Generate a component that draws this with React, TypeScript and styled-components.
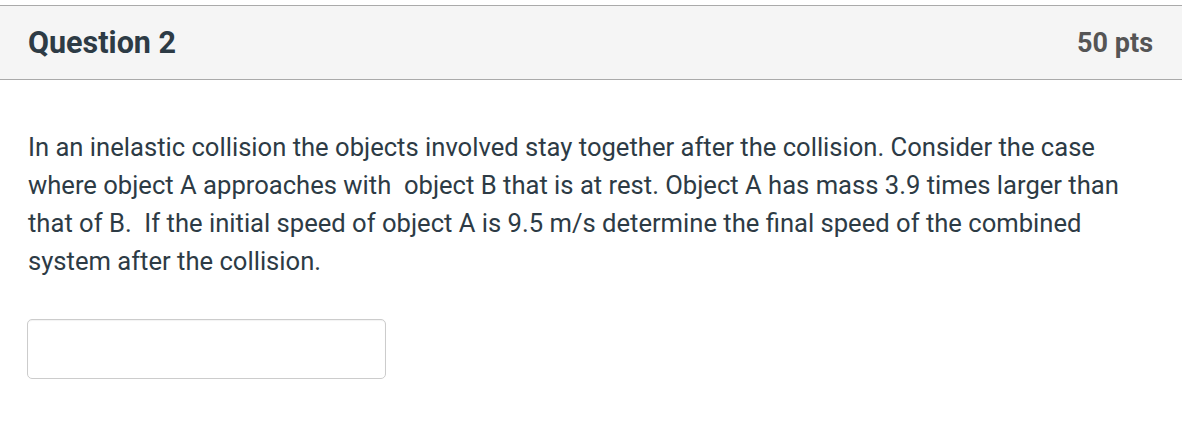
import * as React from 'react'
import styled, { createGlobalStyle } from 'styled-components'

const GlobalStyle = createGlobalStyle`
  html, body {
    margin: 0;
    padding: 0;
    background: #fff;
  }
  body {
    font-family: Roboto, "Liberation Sans", Arial, sans-serif;
    color: #2d3b45;
  }
`

const QuestionCard = styled.div`
  width: 1182px;
  padding-top: 5px;
`

const Header = styled.div`
  display: flex;
  align-items: center;
  justify-content: space-between;
  height: 73px;
  padding: 0 29px 0 28px;
  background: #f5f5f5;
  border-top: 1px solid #aaaaaa;
  border-bottom: 1px solid #aaaaaa;
`

const Title = styled.h2`
  margin: 0;
  font-size: 30.5px;
  font-weight: 700;
  color: #2d3b45;
`

const Points = styled.div`
  font-size: 27px;
  font-weight: 700;
  color: #555555;
`

const Body = styled.div`
  padding: 48px 28px 0;
`

const Text = styled.p`
  margin: 0;
  max-width: 1100px;
  font-size: 25.6px;
  line-height: 38px;
  color: #2d3b45;
`

const AnswerInput = styled.input`
  display: block;
  box-sizing: border-box;
  margin: 39px 0 0 -1px;
  width: 359px;
  height: 60px;
  border: 1px solid #cccccc;
  border-radius: 5px;
  box-shadow: inset 0 1px 1px rgba(0, 0, 0, 0.05);
  background: #fff;
  outline: none;
`

const App: React.FC = () => {
  return (
    <>
      <GlobalStyle />
      <QuestionCard>
        <Header>
          <Title>Question 2</Title>
          <Points>50 pts</Points>
        </Header>
        <Body>
          <Text>
            In an inelastic collision the objects involved stay together after the collision. Consider the case
            where object A approaches with&nbsp; object B that is at rest. Object A has mass 3.9 times larger than
            that of B.&nbsp; If the initial speed of object A is 9.5 m/s determine the final speed of the combined
            system after the collision.
          </Text>
          <AnswerInput type="text" />
        </Body>
      </QuestionCard>
    </>
  )
}

export default App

#####

» What the task requires:
Return all of the data exactly as written, and drop the pictures.

» Reply to the task:
Generate a component that draws this with React, TypeScript and styled-components.
import * as React from 'react'
import styled, { createGlobalStyle } from 'styled-components'

const GlobalStyle = createGlobalStyle`
  html, body {
    margin: 0;
    padding: 0;
    background: #fff;
  }
  body {
    font-family: Roboto, "Liberation Sans", Arial, sans-serif;
    color: #2d3b45;
  }
`

const QuestionCard = styled.div`
  width: 1182px;
  padding-top: 5px;
`

const Header = styled.div`
  display: flex;
  align-items: center;
  justify-content: space-between;
  height: 73px;
  padding: 0 29px 0 28px;
  background: #f5f5f5;
  border-top: 1px solid #aaaaaa;
  border-bottom: 1px solid #aaaaaa;
`

const Title = styled.h2`
  margin: 0;
  font-size: 30.5px;
  font-weight: 700;
  color: #2d3b45;
`

const Points = styled.div`
  font-size: 27px;
  font-weight: 700;
  color: #555555;
`

const Body = styled.div`
  padding: 48px 28px 0;
`

const Text = styled.p`
  margin: 0;
  max-width: 1100px;
  font-size: 25.6px;
  line-height: 38px;
  color: #2d3b45;
`

const AnswerInput = styled.input`
  display: block;
  box-sizing: border-box;
  margin: 39px 0 0 -1px;
  width: 359px;
  height: 60px;
  border: 1px solid #cccccc;
  border-radius: 5px;
  box-shadow: inset 0 1px 1px rgba(0, 0, 0, 0.05);
  background: #fff;
  outline: none;
`

const App: React.FC = () => {
  return (
    <>
      <GlobalStyle />
      <QuestionCard>
        <Header>
          <Title>Question 2</Title>
          <Points>50 pts</Points>
        </Header>
        <Body>
          <Text>
            In an inelastic collision the objects involved stay together after the collision. Consider the case
            where object A approaches with&nbsp; object B that is at rest. Object A has mass 3.9 times larger than
            that of B.&nbsp; If the initial speed of object A is 9.5 m/s determine the final speed of the combined
            system after the collision.
          </Text>
          <AnswerInput type="text" />
        </Body>
      </QuestionCard>
    </>
  )
}

export default App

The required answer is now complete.